Sem essa trilha, mesmo um projeto tecnicamente robusto pode ser questionado por falta de sustentação contábil e fiscal.
- Faça umapré-auditoria interna
Uma excelente prática é simular a presença da Receita antes que ela, de fato, chegue:
- Selecionar projetos e despesas de P&D e revisá-los como se fosse uma auditoria real.
- Verificar se a documentação técnica é suficiente para provar a elegibilidade.
- Conferir se os valores deduzidos batem com o que está nos sistemas e nas declarações oficiais.
Esse exercício ajuda a corrigir falhas de forma preventiva e a ajustar processos antes de qualquer questionamento externo.
- Transforme a Lei do Bem em rotina, não em evento
Por fim, a empresa que realmente está preparada para uma auditoria é aquela que não trata a Lei do Bem como um “projeto de fim de ano”, e sim como parte da gestão contínua de inovação e compliance fiscal:
- Atualizar cadastros de projetos e dispêndios ao longo do ano, não apenas no fechamento.
- Incluir a Lei do Bem na agenda de reuniões recorrentes entre P&D, Fiscal e Controladoria.
- Acompanhar mudanças na legislação, instruções normativas e entendimentos recentes.
- Considerar o uso de ferramentas de gestão de P&D e incentivos fiscais para automatizar registros e relatórios.
Quando a casa está organizada no dia a dia, a auditoria deixa de ser motivo de pânico e passa a ser apenas a validação de um processo bem conduzido.

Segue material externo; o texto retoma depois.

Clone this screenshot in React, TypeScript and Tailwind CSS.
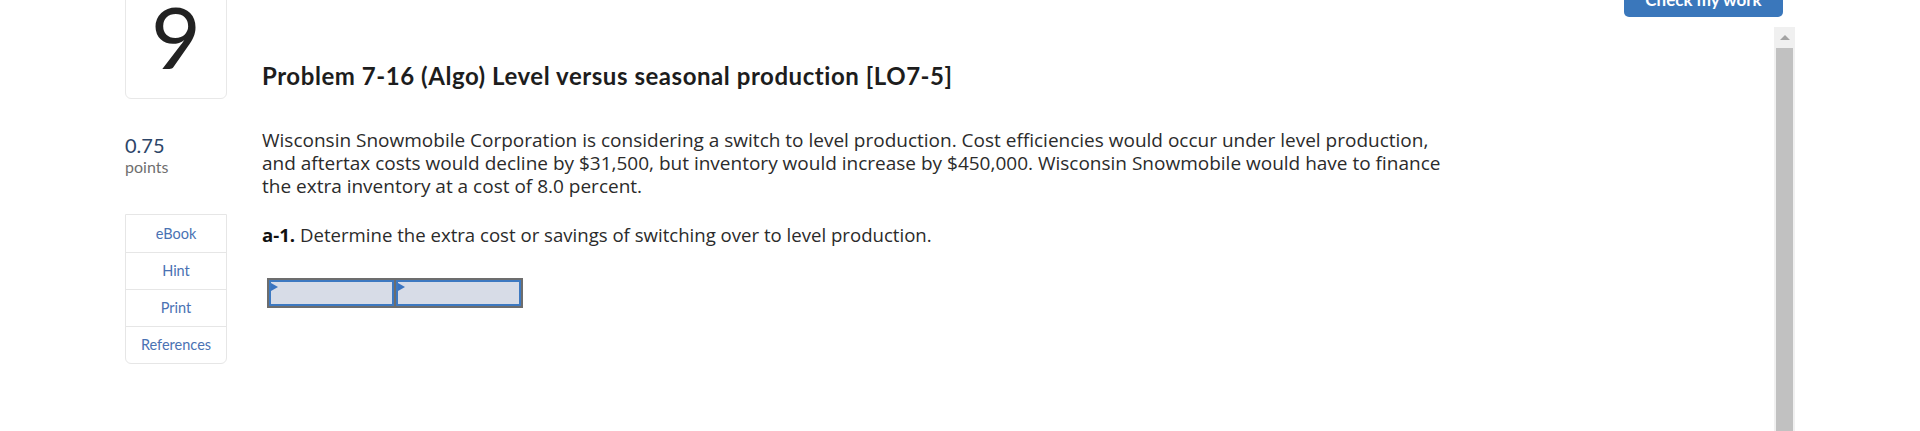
import React from 'react';

const sideLinks = ['eBook', 'Hint', 'Print', 'References'];

function AnswerCell() {
  return (
    <div className="relative w-[125px] h-full border-2 border-[#3d79c1] bg-[#d7dce7]">
      {/* little flag in the corner of each input */}
      <span className="absolute left-0 top-[1px] w-0 h-0 border-y-[4px] border-y-transparent border-l-[7px] border-l-[#3a74c0]" />
    </div>
  );
}

export default function App() {
  return (
    <div className="w-[1920px] h-[431px] overflow-hidden bg-white text-[#2b2b2b] font-['Lato',sans-serif]">
      <div className="flex h-[451px] -mt-[20px]">
        {/* left rail */}
        <div className="ml-[125px] w-[102px] flex flex-col">
          <div className="h-[119px] border border-[#e8e8e8] rounded-b-[6px] flex items-center justify-center">
            <span className="text-[86px] leading-none text-[#222] -mt-[8px]">9</span>
          </div>
          <div className="mt-[34px] text-[20px] leading-[24px] text-[#2d4568]">0.75</div>
          <div className="text-[16px] leading-[20px] text-[#6f6f6f]">points</div>
          <div className="mt-[37px] border border-[#e6e6e6] rounded-b-[6px] flex flex-col">
            {sideLinks.map((l, i) => (
              <div
                key={l}
                className={
                  'h-[37px] flex items-center justify-center text-[14.5px] text-[#4a72b3] ' +
                  (i > 0 ? 'border-t border-[#e6e6e6]' : '')
                }
              >
                {l}
              </div>
            ))}
          </div>
        </div>

        {/* question body */}
        <div className="ml-[35px] flex-1 pt-[80px]">
          <h1 className="text-[24px] leading-[32px] font-bold tracking-[0.55px] text-[#1d1d1d]">
            Problem 7-16 (Algo) Level versus seasonal production [LO7-5]
          </h1>
          <p className="mt-[37px] whitespace-nowrap text-[19px] leading-[23px] font-['Open_Sans',sans-serif]">
            Wisconsin Snowmobile Corporation is considering a switch to level production. Cost efficiencies would occur
            under level production,
            <br />
            and aftertax costs would decline by $31,500, but inventory would increase by $450,000. Wisconsin Snowmobile
            would have to finance
            <br />
            the extra inventory at a cost of 8.0 percent.
          </p>
          <p className="mt-[25px] text-[18.6px] leading-[23px] font-['Open_Sans',sans-serif]">
            <span className="font-bold text-[#111]">a-1.</span> Determine the extra cost or savings of switching over to
            level production.
          </p>
          <div className="mt-[32px] ml-[5px] inline-flex h-[30px] border-2 border-[#6d6d6d]">
            <AnswerCell />
            <div className="w-[2px] bg-[#6d6d6d]" />
            <AnswerCell />
          </div>
        </div>

        {/* right side: button and scrollbar */}
        <div className="w-[171px] mr-[125px] flex flex-col">
          <button className="w-[159px] h-[37px] bg-[#3a77bb] rounded-b-[5px] text-white font-bold text-[17px] pt-[2px]">
            Check my work
          </button>
          <div className="self-end w-[21px] flex-1 mt-[10px] bg-[#f0f0f0] flex flex-col items-center">
            <div className="h-[21px] w-full flex items-center justify-center">
              <span className="w-0 h-0 border-x-[5px] border-x-transparent border-b-[5px] border-b-[#a3a3a3]" />
            </div>
            <div className="w-[17px] flex-1 bg-[#c1c1c1]" />
          </div>
        </div>
      </div>
    </div>
  );
}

Em um cenário em que a fiscalização tende a ser cada vez mais rigorosa, enxergar a Lei do Bem apenas como um benefício fiscal é perder parte do seu potencial estratégico. Tratar a conformidade como prioridade, investir em governança, documentação e integração entre áreas não só protege a empresa em uma eventual auditoria, como também fortalece a gestão da inovação e a qualidade dos investimentos em P&D. Quem organiza hoje seus dados, processos e evidências técnicas não apenas dorme mais tranquilo diante da Receita Federal, como ganha vantagem competitiva para sustentar um pipeline de inovação sólido, recorrente e alinhado ao negócio.